The player he called out was Semin:

"I don't mind saying Alexander Semin's name, because he's one guy who has so much talent he could easily be the best player in the league and just, for whatever reason, just doesn't care.

"When you've got a guy like that, you need him to be your best player or one of your best players. When he doesn't show up, you almost get the sense that he wants to be back in Russia. That's tough to win when you've got a guy like that who's supposed to be your best player not being your best player, or one of your best players."

As far as Boudreau's player selection a.k.a. hanging with the stars too long and not using a merit-based system, Bradley said:

"Yeah, and I'm not talking about myself at all here.

"There were a lot of guys who played well that didn't probably play as much as they needed to. I love Bruce and Bruce is a great coach, and he was in a very tough position there because in Washington our top guys are definitely the stars and the guys that people want to see on the ice, so I totally understand. That just doesn't happen on our team, it happens on a lot of teams, too. When you're paying your top guys a lot of money and those guys carry you through the whole season, and if one of them isn't going it's very hard not to play them and I understand that that's tough.

"But I think in the end, if you want to win, sometimes you have to sit some of those guys down and maybe send a message and try to get them going."

The hosts then asked if Alex Ovechkin(notes) was "all-in" for winning a Stanley Cup in Washington:

"Well, I never worry about Ovi. He's all-in guy. He's young, he makes his mistakes, the same as anyone would. I often try to put myself in his position, and you gotta to remember: He's 25 years old, he's got a guaranteed $120 million, he's on top of the world and he still, for the most part, makes the right decisions.

"I don't worry about him. I don't worry about most of the guys on that team. That's why I think in the end they'll do well. Like you said: Ovi has some growing up to do as far as taking care of himself and things like that. But as far as his want to win, he really does just want to win the games, and he doesn't care if he scores or not.

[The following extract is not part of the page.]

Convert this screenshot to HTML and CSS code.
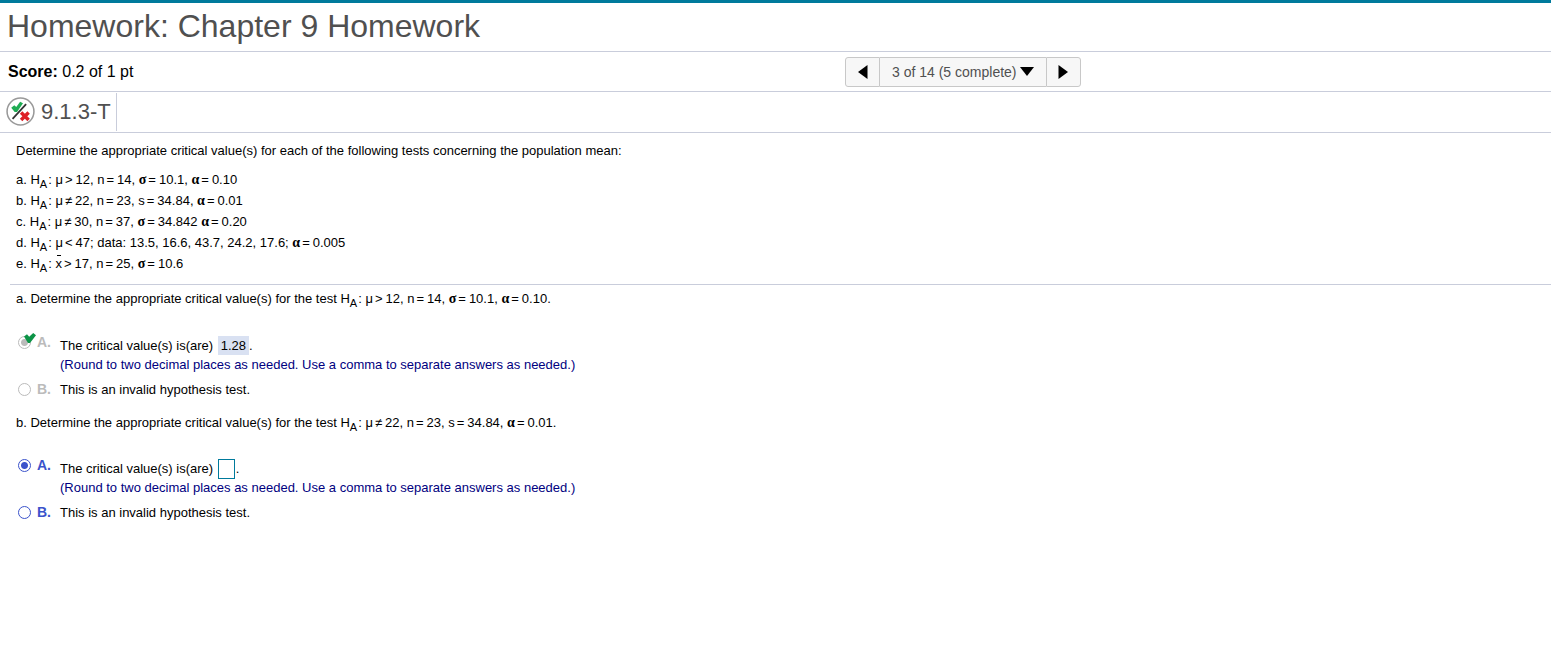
FILE: index.html
```html
<!DOCTYPE html>
<html lang="en">
<head>
<meta charset="utf-8">
<title>Homework: Chapter 9 Homework</title>
<link rel="stylesheet" href="styles.css">
</head>
<body>
<header class="title-bar"><h1>Homework: Chapter 9 Homework</h1></header>
<div class="score-bar">
  <p class="score"><b>Score:</b> 0.2 of 1 pt</p>
  <nav class="pager" aria-label="Questions">
    <button type="button" aria-label="Previous question"><svg width="10" height="14" viewBox="0 0 10 14"><path d="M9.5 0v14L0 7z"/></svg></button>
    <button type="button" class="pager-list">3 of 14 (5 complete)<svg width="14" height="9" viewBox="0 0 14 9"><path d="M0 0h14L7 9z"/></svg></button>
    <button type="button" aria-label="Next question"><svg width="10" height="14" viewBox="0 0 10 14"><path d="M.5 0v14L10 7z"/></svg></button>
  </nav>
</div>
<div class="question-bar">
  <h2 class="question-id">
    <svg width="29" height="29" viewBox="0 0 30 30" fill="none" aria-hidden="true">
      <circle cx="15" cy="15" r="13.9" fill="#fff" stroke="#999" stroke-width="1.6"/>
      <path d="M5.4 11.2l3.2-2.6 2 1.8L14.6 5l3 1.4-6.2 9H9z" fill="#20ac54"/>
      <path d="M6.8 22.6L20.8 7.4" stroke="#333" stroke-width="1.8"/>
      <path d="M15.6 16.1l7.8 7.8m0-7.8l-7.8 7.8" stroke="#de2027" stroke-width="3.6"/>
    </svg>
    <span>9.1.3-T</span>
  </h2>
</div>
<main>
  <section class="problem">
    <p class="intro">Determine the appropriate critical value(s) for each of the following tests concerning the population mean:</p>
    <p class="test">a. H<sub>A</sub>: μ<i class="op">&gt;</i>12, n<i class="op">=</i>14, <i class="greek">σ</i><i class="op">=</i>10.1, <i class="greek">α</i><i class="op">=</i>0.10</p>
    <p class="test">b. H<sub>A</sub>: μ<i class="op">≠</i>22, n<i class="op">=</i>23, s<i class="op">=</i>34.84, <i class="greek">α</i><i class="op">=</i>0.01</p>
    <p class="test">c. H<sub>A</sub>: μ<i class="op">≠</i>30, n<i class="op">=</i>37, <i class="greek">σ</i><i class="op">=</i>34.842 <i class="greek">α</i><i class="op">=</i>0.20</p>
    <p class="test">d. H<sub>A</sub>: μ<i class="op">&lt;</i>47; data: 13.5, 16.6, 43.7, 24.2, 17.6; <i class="greek">α</i><i class="op">=</i>0.005</p>
    <p class="test">e. H<sub>A</sub>: <span class="mean">x</span><i class="op">&gt;</i>17, n<i class="op">=</i>25, <i class="greek">σ</i><i class="op">=</i>10.6</p>
  </section>
  <section class="part">
    <p class="prompt">a. Determine the appropriate critical value(s) for the test H<sub>A</sub>: μ<i class="op">&gt;</i>12, n<i class="op">=</i>14, <i class="greek">σ</i><i class="op">=</i>10.1, <i class="greek">α</i><i class="op">=</i>0.10.</p>
    <div class="choice done">
      <span class="mark"><input type="radio" name="part-a" id="a1" checked disabled><svg class="check" width="12" height="11" viewBox="0 0 12 11"><path d="M0 3.4L3 1.2l2.2 2.6L9.2 0 12 2.2 6 10H4z" fill="#0c9447"/></svg></span>
      <label for="a1">A.</label>
      <div class="answer"><p>The critical value(s) is(are) <span class="value">1.28</span>.</p><p class="hint">(Round to two decimal places as needed. Use a comma to separate answers as needed.)</p></div>
    </div>
    <div class="choice done">
      <span class="mark"><input type="radio" name="part-a" id="a2" disabled></span>
      <label for="a2">B.</label>
      <p class="plain">This is an invalid hypothesis test.</p>
    </div>
  </section>
  <section class="part">
    <p class="prompt">b. Determine the appropriate critical value(s) for the test H<sub>A</sub>: μ<i class="op">≠</i>22, n<i class="op">=</i>23, s<i class="op">=</i>34.84, <i class="greek">α</i><i class="op">=</i>0.01.</p>
    <div class="choice">
      <span class="mark"><input type="radio" name="part-b" id="b1" checked></span>
      <label for="b1">A.</label>
      <div class="answer"><p>The critical value(s) is(are) <input class="entry" type="text" aria-label="Critical values">.</p><p class="hint">(Round to two decimal places as needed. Use a comma to separate answers as needed.)</p></div>
    </div>
    <div class="choice">
      <span class="mark"><input type="radio" name="part-b" id="b2"></span>
      <label for="b2">B.</label>
      <p class="plain">This is an invalid hypothesis test.</p>
    </div>
  </section>
</main>
</body>
</html>
```
FILE: styles.css
```css
* { box-sizing: border-box; }
body {
  margin: 0;
  background: #fff;
  color: #000;
  font: 13px/19px "Liberation Sans", Arial, sans-serif;
}
h1, h2, p { margin: 0; font-weight: normal; }
.title-bar {
  border-top: 3px solid #007a9c;
  border-bottom: 1px solid #c9cddb;
  padding: 5px 7px 6px;
}
h1 { font-size: 32px; line-height: 37px; color: #505050; }
.score-bar {
  display: grid;
  grid-template-columns: 845fr 706fr;
  align-items: center;
  height: 40px;
  border-bottom: 1px solid #c9cddb;
}
.score { padding-left: 8px; font-size: 16px; }
.pager { display: flex; }
.pager button {
  display: flex;
  align-items: center;
  justify-content: center;
  gap: 3px;
  width: 35px;
  height: 30px;
  padding: 0;
  border: 1px solid #c8c8c8;
  background: #f7f7f7;
  color: #505050;
  font: 14px "Liberation Sans", Arial, sans-serif;
}
.pager button:first-child { border-radius: 3px 0 0 3px; }
.pager button:last-child { border-radius: 0 3px 3px 0; }
.pager .pager-list { width: auto; padding: 0 12px; border-width: 1px 0; }
.question-bar { display: flex; height: 41px; border-bottom: 1px solid #c9cddb; }
.question-id {
  display: flex;
  align-items: center;
  gap: 6px;
  margin: 1px 0;
  padding: 0 5px 2px 6px;
  border-right: 1px solid #c9cddb;
  font-size: 22px;
  color: #505050;
}
main { padding-left: 10px; }
.problem { padding: 8px 6px 10px; border-bottom: 1px solid #c9cddb; }
.intro { margin-bottom: 9px; }
.test { line-height: 21px; }
sub { margin-right: 1px; font-size: 11px; line-height: 0; vertical-align: -4px; }
.op { margin: 0 3px 0 2px; font-style: normal; }
.greek { font: bold 14px/1 "Liberation Serif", "Times New Roman", serif; }
.mean {
  display: inline-block;
  line-height: 17px;
  background: linear-gradient(#000, #000) center top / 4px 1px no-repeat;
}
.part { padding: 4px 6px 0; }
.part + .part { padding-top: 13px; }
.choice {
  display: grid;
  grid-template-columns: 21px 23px auto;
  align-items: start;
  color: #000;
}
.prompt { margin-bottom: 24px; }
.part + .part .prompt { margin-bottom: 23px; }
.mark { display: flex; position: relative; padding: 4px 2px; }
.mark input {
  appearance: none;
  width: 13px;
  height: 13px;
  margin: 0;
  border: 1px solid #3b53cb;
  border-radius: 50%;
  background: #fff;
}
.mark input:checked { background: radial-gradient(circle, #3b53cb 3px, #fff 4px); }
.done .mark input { border-color: #bbb; }
.done .mark input:checked { background: radial-gradient(circle, #bbb 3px, #fff 4px); }
.check { position: absolute; left: 8px; top: 1px; }
.choice label { color: #3b53cb; font-weight: bold; font-size: 14px; line-height: 21px; }
.done label { color: #bbb; }
.answer { padding-top: 4px; }
.value { display: inline-block; margin-left: 1px; padding: 0 3px; background: #d9e1f2; }
.entry {
  width: 17px;
  height: 20px;
  margin: -2px 1px -2px 1px;
  padding: 0;
  border: 1px solid #007a9c;
  vertical-align: baseline;
}
.hint { color: #000080; }
.plain { padding-top: 1px; }
.choice + .choice { margin-top: 5px; }
```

"That isn't an act. He's a great guy, great player. I'd never say anything bad about him."

The thing about Bradley here is that the majority of the Capitals' dressing room probably won't see his words as mutinous.

The grunts on the Capitals aren't the issue when it comes to the team's playoff struggles. They're not on a power play that converted at 14.3 percent last postseason and an embarrassing, debilitating 3 percent in 2010. They're not the ones getting substantial ice time without substantial results.

Boudreau may not be ready to respond to Bradley. Ultimately, it's not on him to do so. It's on his star players that, frankly, Bradley called out as being half-hearted underachievers.